One of the unexpected outcomes was the realisation amongst PSAs and Ambassadors of the need to understand their own mental health and recognise signs in themselves.  Consequently, a request has been made by the Company Council for peer group counsellors to be trained to help counsel members of staff seeking confidential support.  This would be a re-introduction of a scheme created in 1999 and allowed to fade away during the life of that franchise period.

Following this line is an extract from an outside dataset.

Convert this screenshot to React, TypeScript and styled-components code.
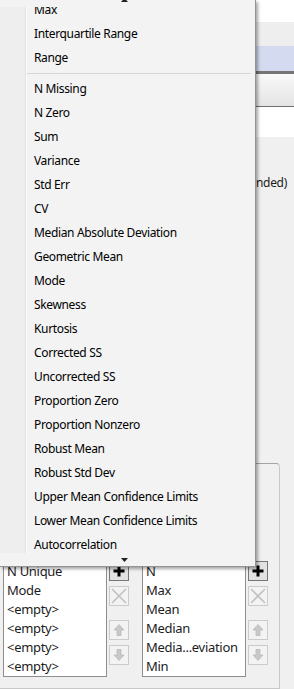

It is not merely intended to cover trauma situations as a result of a Person under Train or near miss incident but rather take a holistic approach to the mental health of staff who can be placed under stress for reasons beyond immediate trauma situations.

  • One in four people of working age has a mental health condition in any one year
  • 40% of sickness absence from work is due to mental health conditions
  • Mental ill-health costs the UK economy £70 billion every year, of which 53% relates to loss of employment and productivity
  • Only a quarter of adults and children with a mental health condition get any treatment for it
  • Social Exclusion is one of the biggest barriers for people with a mental health condition

Work streams identified are as follows:

  1. Extend mental awareness training for all KAD operational staff beyond Passenger Service Agents and Ambassadors into all departments;
  2. Deliver a social inclusion programme for National Health Service (NHS) mental health service users;
  3. Develop an internal staff peer group counselling scheme in conjunction with the NHS;
  4. To produce an up to date online resource to meet the MH needs of the DLR staff;
  5. To provide an in-house Mental Health Occupational Health nurse to support the mental health well-being programme;
  6. Conduct a linked research project to measure points 1, 2 and 3.

Back on Track

It is believed that this initiative, given the title ‘Back on Track’, is innovative and unique to the DLR. It is believed there is no such comprehensive partnership between business and the NHS in regard to mental health in the United Kingdom.  It has the potential to positively impact on thousands of people within the footprint of the railway who may otherwise remain trapped in their homes, to widen the understanding of mental health amongst our staff and help deliver a safer and more inclusive railway.